■ Short task
Gather all lines from the material that contain "styles".

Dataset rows
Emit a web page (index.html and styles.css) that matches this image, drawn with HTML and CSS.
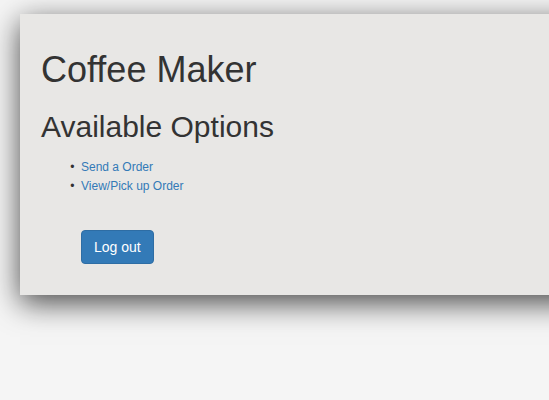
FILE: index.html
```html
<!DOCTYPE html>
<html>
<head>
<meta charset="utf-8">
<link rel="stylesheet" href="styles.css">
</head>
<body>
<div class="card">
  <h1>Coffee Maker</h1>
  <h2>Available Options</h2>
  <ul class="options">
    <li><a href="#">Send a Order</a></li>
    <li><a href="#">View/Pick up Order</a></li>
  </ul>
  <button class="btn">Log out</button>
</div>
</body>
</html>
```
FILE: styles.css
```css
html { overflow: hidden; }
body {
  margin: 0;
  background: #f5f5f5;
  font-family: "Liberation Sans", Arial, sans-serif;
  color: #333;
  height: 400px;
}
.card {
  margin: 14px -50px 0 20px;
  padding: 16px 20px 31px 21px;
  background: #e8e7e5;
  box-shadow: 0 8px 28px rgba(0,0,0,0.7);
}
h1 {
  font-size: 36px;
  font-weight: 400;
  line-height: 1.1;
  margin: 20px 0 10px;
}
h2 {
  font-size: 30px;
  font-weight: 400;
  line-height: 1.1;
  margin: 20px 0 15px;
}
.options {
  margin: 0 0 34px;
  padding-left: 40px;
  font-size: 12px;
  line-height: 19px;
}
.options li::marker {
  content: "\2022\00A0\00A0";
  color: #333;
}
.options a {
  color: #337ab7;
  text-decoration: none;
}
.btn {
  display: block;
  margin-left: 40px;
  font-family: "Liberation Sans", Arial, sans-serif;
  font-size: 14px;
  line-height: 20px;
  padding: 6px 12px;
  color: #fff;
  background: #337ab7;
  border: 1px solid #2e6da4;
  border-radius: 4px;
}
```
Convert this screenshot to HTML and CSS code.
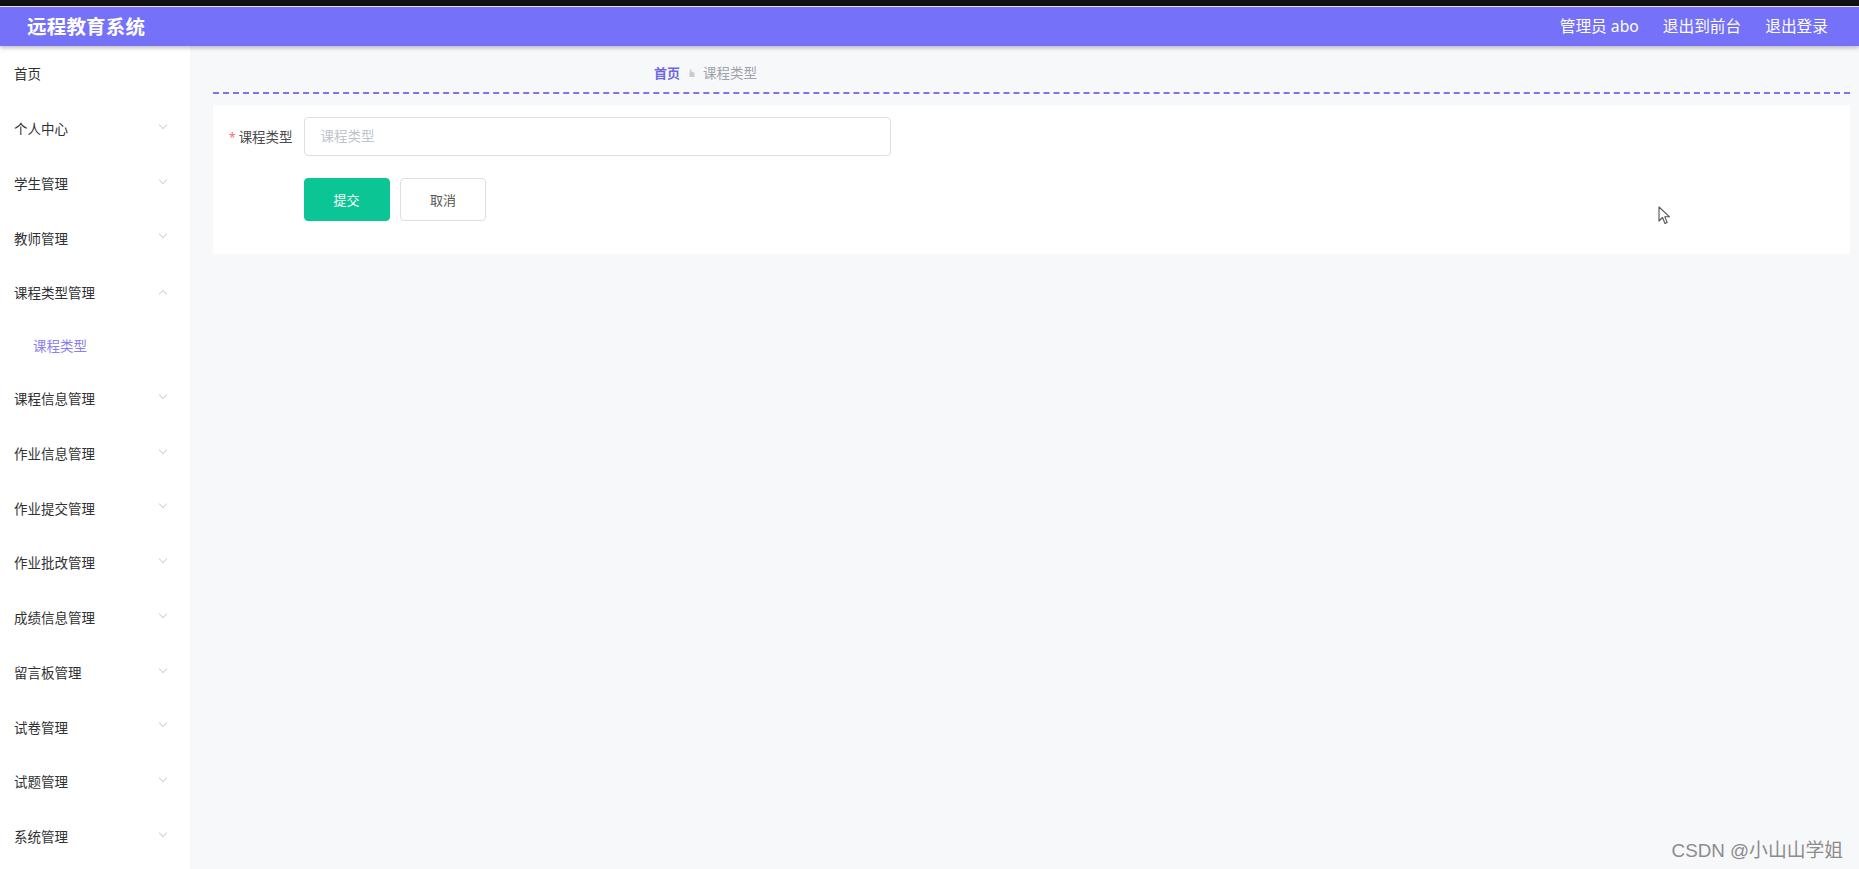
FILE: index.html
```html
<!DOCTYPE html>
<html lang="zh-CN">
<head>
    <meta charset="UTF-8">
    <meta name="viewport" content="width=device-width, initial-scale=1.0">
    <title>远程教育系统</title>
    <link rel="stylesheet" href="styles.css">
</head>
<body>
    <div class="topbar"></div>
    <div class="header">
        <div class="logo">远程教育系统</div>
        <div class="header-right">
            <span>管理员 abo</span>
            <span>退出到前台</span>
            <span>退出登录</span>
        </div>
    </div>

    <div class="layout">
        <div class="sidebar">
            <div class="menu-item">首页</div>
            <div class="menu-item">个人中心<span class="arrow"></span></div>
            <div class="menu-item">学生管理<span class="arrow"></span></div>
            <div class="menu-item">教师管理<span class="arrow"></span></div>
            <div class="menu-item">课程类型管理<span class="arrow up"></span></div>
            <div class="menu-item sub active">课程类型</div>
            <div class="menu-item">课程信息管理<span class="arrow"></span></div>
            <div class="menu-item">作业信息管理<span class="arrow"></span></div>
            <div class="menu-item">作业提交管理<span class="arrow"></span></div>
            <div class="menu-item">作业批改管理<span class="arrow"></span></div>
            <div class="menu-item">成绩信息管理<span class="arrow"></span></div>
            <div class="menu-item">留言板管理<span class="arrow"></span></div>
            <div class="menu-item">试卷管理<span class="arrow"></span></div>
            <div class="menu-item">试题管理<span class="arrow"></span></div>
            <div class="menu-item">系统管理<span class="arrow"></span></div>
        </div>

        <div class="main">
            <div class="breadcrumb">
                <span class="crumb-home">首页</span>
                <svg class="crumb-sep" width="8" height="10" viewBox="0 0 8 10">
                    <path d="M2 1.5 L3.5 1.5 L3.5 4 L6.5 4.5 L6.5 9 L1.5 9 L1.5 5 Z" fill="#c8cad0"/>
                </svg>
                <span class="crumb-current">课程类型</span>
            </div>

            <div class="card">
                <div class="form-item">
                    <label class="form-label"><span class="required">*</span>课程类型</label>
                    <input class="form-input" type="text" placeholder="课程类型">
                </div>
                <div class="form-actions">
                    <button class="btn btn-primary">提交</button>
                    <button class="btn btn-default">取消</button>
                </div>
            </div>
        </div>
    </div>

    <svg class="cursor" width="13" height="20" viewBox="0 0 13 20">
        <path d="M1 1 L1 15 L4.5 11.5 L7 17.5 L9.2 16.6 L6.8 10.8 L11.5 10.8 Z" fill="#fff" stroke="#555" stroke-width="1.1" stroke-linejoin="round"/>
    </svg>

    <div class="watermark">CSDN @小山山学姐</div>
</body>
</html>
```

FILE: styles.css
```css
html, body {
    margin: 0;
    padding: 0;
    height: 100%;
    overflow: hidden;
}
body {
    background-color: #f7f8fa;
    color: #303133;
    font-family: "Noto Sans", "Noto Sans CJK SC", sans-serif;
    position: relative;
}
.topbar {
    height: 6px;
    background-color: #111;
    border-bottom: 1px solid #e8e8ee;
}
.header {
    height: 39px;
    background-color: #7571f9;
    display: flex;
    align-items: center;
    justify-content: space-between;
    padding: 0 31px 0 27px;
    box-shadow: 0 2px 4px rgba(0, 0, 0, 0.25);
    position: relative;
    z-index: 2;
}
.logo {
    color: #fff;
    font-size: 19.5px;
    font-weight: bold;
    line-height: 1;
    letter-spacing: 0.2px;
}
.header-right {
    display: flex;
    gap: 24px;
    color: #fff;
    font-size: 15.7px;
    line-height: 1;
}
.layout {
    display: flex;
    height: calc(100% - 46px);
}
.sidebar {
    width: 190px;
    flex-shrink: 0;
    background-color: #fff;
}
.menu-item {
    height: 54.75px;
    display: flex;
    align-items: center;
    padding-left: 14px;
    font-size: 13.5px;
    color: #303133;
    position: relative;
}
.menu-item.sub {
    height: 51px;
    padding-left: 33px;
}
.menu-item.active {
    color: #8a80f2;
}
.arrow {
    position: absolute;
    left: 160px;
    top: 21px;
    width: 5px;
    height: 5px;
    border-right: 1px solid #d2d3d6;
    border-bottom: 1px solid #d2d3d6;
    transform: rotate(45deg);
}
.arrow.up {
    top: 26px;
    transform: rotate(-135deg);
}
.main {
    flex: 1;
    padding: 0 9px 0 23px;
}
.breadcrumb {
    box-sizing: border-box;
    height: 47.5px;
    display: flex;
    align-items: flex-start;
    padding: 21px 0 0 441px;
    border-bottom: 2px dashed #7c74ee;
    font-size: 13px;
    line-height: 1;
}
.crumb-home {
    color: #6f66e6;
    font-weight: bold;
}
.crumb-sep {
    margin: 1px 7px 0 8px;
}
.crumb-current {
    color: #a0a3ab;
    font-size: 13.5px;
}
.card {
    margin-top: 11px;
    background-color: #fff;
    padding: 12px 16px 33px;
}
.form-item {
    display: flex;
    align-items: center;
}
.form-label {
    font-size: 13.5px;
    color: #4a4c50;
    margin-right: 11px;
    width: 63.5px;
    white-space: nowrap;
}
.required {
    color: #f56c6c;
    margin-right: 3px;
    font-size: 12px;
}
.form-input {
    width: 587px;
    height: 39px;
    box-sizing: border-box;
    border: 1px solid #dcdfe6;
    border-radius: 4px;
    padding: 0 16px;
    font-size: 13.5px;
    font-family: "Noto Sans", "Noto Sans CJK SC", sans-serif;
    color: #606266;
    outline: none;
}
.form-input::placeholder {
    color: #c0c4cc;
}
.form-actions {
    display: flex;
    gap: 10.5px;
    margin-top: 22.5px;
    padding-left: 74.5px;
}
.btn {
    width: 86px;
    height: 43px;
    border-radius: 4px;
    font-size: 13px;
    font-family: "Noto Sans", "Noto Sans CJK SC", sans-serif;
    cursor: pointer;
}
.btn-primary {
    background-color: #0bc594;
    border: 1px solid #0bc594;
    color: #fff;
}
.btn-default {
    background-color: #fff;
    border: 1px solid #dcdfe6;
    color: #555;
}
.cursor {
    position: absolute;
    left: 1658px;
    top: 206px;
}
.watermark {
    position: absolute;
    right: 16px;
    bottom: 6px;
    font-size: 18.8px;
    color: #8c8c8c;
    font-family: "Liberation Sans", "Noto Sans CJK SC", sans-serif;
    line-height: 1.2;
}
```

■ The response
Emit a web page (index.html and styles.css) that matches this image, drawn with HTML and CSS.
<link rel="stylesheet" href="styles.css">
FILE: styles.css
    <link rel="stylesheet" href="styles.css">
FILE: styles.css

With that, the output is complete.